1980 David Bowie: Ashes To Ashes

Regardless of how era defining (which it is) and achingly 'eighties' the video to this track remains (with Blitz Kids 'faces' of Steve Strange and pals tarted up like dog's dinners and Bowie himself no shrinking violet in a pierrot outfit), it's quite startling twenty eight years hence to appreciate just how un-eighties  'Ashes To Ashes' itself sounds. In fact, it barely sounds earthbound at all; as a song it could be broadcasting from a radio on whatever planet Major Tom ended up on, not least because 'Ashes To Ashes' is a sequel of sorts to Bowie's own 1975 number one 'Space Oddity'. This time round though, the 'space' metaphor of a 2001 sensory drug rush, soundtracked by the warm strings and oozing basslines of the former track is replaced by the psychotic ramblings of a burned out junkie "strung out in heaven's high, hitting an all-time low", surrounded by a vacuum packed mental isolation.

Produced by Bowie himself and former collaborator Tony Visconti, it's clear from the get go that somebody had been paying close attention to what Brian Eno had been up to on the previous three Bowie albums.
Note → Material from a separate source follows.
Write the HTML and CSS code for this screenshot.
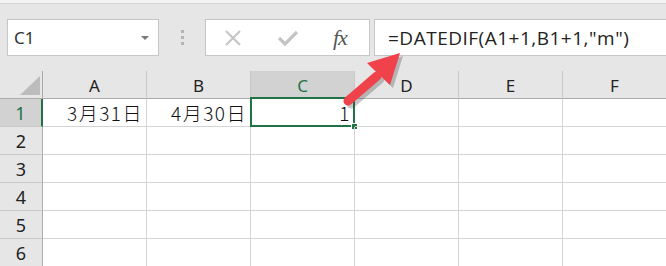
FILE: index.html
```html
<!doctype html>
<html>
  <head>
    <meta charset="utf-8">
    <title>DATEDIF</title>
    <link rel="stylesheet" href="styles.css">
  </head>
  <body>

    <div class="topline"></div>

    <section class="toolbar">
      <div class="namebox">
        <span>C1</span>
        <span class="caret"></span>
      </div>
      <div class="grip"><i></i><i></i><i></i></div>
      <div class="fxbox">
        <svg class="btn" width="20" height="20" viewBox="0 0 20 20">
          <path d="M3 3 L17 17 M17 3 L3 17" stroke="#c4c4c4" stroke-width="2" fill="none"/>
        </svg>
        <svg class="btn" width="22" height="20" viewBox="0 0 22 20">
          <path d="M2 10 L8 16 L20 4" stroke="#c4c4c4" stroke-width="3.2" fill="none"/>
        </svg>
        <span class="fx">fx</span>
      </div>
      <div class="formula">=DATEDIF(A1+1,B1+1,"m")</div>
    </section>

    <section class="sheet">
      <div class="corner"><span class="tri"></span></div>
      <div class="colhead">A</div>
      <div class="colhead">B</div>
      <div class="colhead active">C</div>
      <div class="colhead">D</div>
      <div class="colhead">E</div>
      <div class="colhead">F</div>

      <div class="rowhead active">1</div>
      <div class="cell">3月31日</div>
      <div class="cell">4月30日</div>
      <div class="cell selected">1<span class="handle"></span></div>
      <div class="cell"></div>
      <div class="cell"></div>
      <div class="cell"></div>

      <div class="rowhead">2</div>
      <div class="cell"></div><div class="cell"></div><div class="cell"></div>
      <div class="cell"></div><div class="cell"></div><div class="cell"></div>

      <div class="rowhead">3</div>
      <div class="cell"></div><div class="cell"></div><div class="cell"></div>
      <div class="cell"></div><div class="cell"></div><div class="cell"></div>

      <div class="rowhead">4</div>
      <div class="cell"></div><div class="cell"></div><div class="cell"></div>
      <div class="cell"></div><div class="cell"></div><div class="cell"></div>

      <div class="rowhead">5</div>
      <div class="cell"></div><div class="cell"></div><div class="cell"></div>
      <div class="cell"></div><div class="cell"></div><div class="cell"></div>

      <div class="rowhead">6</div>
      <div class="cell"></div><div class="cell"></div><div class="cell"></div>
      <div class="cell"></div><div class="cell"></div><div class="cell"></div>
    </section>

    <!-- callout arrow pointing at the formula -->
    <svg class="arrow" width="666" height="266" viewBox="0 0 666 266">
      <g transform="translate(3 3)" opacity="0.3">
        <path d="M348 101 L377 76" stroke="#444" stroke-width="9" stroke-linecap="round" fill="none"/>
        <path d="M400 53 L367 63 L390 85 Z" fill="#444"/>
      </g>
      <path d="M348 101 L377 76" stroke="#f0424a" stroke-width="9" stroke-linecap="round" fill="none"/>
      <path d="M400 53 L367 63 L390 85 Z" fill="#f0424a"/>
    </svg>

  </body>
</html>
```

FILE: styles.css
```css
* {
  box-sizing: border-box;
}

html, body {
  margin: 0;
  padding: 0;
}

body {
  width: 666px;
  height: 266px;
  overflow: hidden;
  position: relative;
  background: #e6e6e6;
  font-family: "Noto Sans", "Noto Sans CJK SC", sans-serif;
  color: #222;
}

.topline {
  height: 4px;
  background: #f3f3f3;
  border-bottom: 1px solid #d4d4d4;
}

/* name box + formula bar */

.toolbar {
  height: 67px;
  display: flex;
  align-items: flex-start;
  padding: 15px 0 0 7px;
}

.namebox {
  width: 152px;
  height: 37px;
  background: #fff;
  border: 1px solid #c6c6c6;
  display: flex;
  align-items: center;
  justify-content: space-between;
  padding: 0 9px 0 6px;
  font-size: 17px;
  color: #333;
}

.caret {
  width: 0;
  height: 0;
  border-left: 4px solid transparent;
  border-right: 4px solid transparent;
  border-top: 4px solid #777;
}

.grip {
  width: 46px;
  height: 37px;
  display: flex;
  flex-direction: column;
  align-items: center;
  justify-content: center;
  gap: 3px;
}

.grip i {
  width: 3px;
  height: 3px;
  background: #b4b4b4;
}

.fxbox {
  width: 165px;
  height: 37px;
  background: #fff;
  border: 1px solid #c6c6c6;
  display: flex;
  align-items: center;
  padding: 0 0 0 17px;
  gap: 34px;
}

.fx {
  font-family: "Liberation Serif", serif;
  font-style: italic;
  font-size: 22px;
  color: #555;
  letter-spacing: -1px;
}

.formula {
  flex: 1;
  height: 37px;
  margin-left: 4px;
  background: #fff;
  border: 1px solid #c6c6c6;
  border-right: 0;
  display: flex;
  align-items: center;
  padding-left: 13px;
  font-family: "Open Sans", sans-serif;
  font-size: 19px;
  letter-spacing: 0.5px;
  color: #222;
}

/* grid */

.sheet {
  display: grid;
  grid-template-columns: 43px repeat(6, 104px);
  grid-template-rows: 28px repeat(6, 28px);
  background: #fff;
}

.corner {
  background: #e6e6e6;
  border-right: 1px solid #ababab;
  border-bottom: 1px solid #ababab;
  display: flex;
  align-items: flex-end;
  justify-content: flex-end;
  padding: 0 2px 3px 0;
}

.tri {
  width: 0;
  height: 0;
  border-left: 20px solid transparent;
  border-bottom: 19px solid #bcbcbc;
}

.colhead {
  background: #e6e6e6;
  border-right: 1px solid #c8c8c8;
  border-bottom: 1px solid #ababab;
  display: flex;
  align-items: center;
  justify-content: center;
  font-size: 17px;
  padding-top: 2px;
}

.colhead.active {
  background: #d2d2d2;
  color: #217346;
  border-bottom: 2px solid #217346;
}

.rowhead {
  background: #e6e6e6;
  border-right: 1px solid #ababab;
  border-bottom: 1px solid #c8c8c8;
  display: flex;
  align-items: center;
  justify-content: center;
  font-size: 18px;
}

.rowhead.active {
  background: #d2d2d2;
  color: #217346;
  border-right: 2px solid #217346;
}

.cell {
  border-right: 1px solid #d4d4d4;
  border-bottom: 1px solid #d4d4d4;
  display: flex;
  align-items: center;
  justify-content: flex-end;
  padding-right: 3px;
  font-family: "Noto Sans CJK SC", sans-serif;
  font-weight: 300;
  font-size: 19px;
  letter-spacing: 1.5px;
  color: #111;
  position: relative;
}

.cell.selected {
  border: 2px solid #217346;
  margin: -2px 0 0 -1px;
  padding-right: 2px;
}

.handle {
  position: absolute;
  right: -5px;
  bottom: -5px;
  width: 7px;
  height: 7px;
  background: #217346;
  border: 1px solid #fff;
}

.arrow {
  position: absolute;
  left: 0;
  top: 0;
  pointer-events: none;
}
```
Striking too how, in form, 'Ashes To Ashes' evolved from the same petri dish that  Eno and Talking Heads' would produce a year later (on 'Remain In Light') and the family resemblance between 'Ashes' and the wide eyed paranoia of 'Once In A Lifetime'. Incestuous in tone maybe, but in structure it's nowhere close; in stark contrast to the solid foundation of African polyrhythms that underpin Talking Heads' work of this period, 'Ashes' barely has a containing structure to support it. Rather, it sounds like a roomful of computers were plugged in left to generate a series of random pings and squelches to infinity, and the moment they chimed in unison and produced something resembling a tune for a few seconds it was recorded and looped for Bowie to sing over.

Though just as it isn't exactly music, Bowie isn't always exactly singing. At times, he distorts his voice to reach for highs and lows he has no chance of hitting, and at other times he's just plain shouting (either at us the listener or to himself:"I've never done good things, I've never done bad things, I never did anything out of the blue"). And if it isn't exactly singing, then the lyrics aren't exactly lyrics either; Bowie had long since dabbled with Burroughs' cut-up technique that doesn't readily lend itself to creating a strong narrative, but the random confusion of tortured imagery that haunts the song is too consistent; it shows none of the cracks of light you'd expect from a truly random ordering of words, suggesting that the source material did not come from anywhere that was good. Major Tom was clearly not in a happy place in 1980. For many (and I'll include myself here), 'Ashes To Ashes' was Bowie's last credible throw of the creative dice before self aware implosion saw him trying to get to grips with the current pack instead of leading it. Though it seemed to bode well for a decade as interesting as his previous had been, the horrors that were to come showed that it wasn't just Major Tom who could drift into very bad places.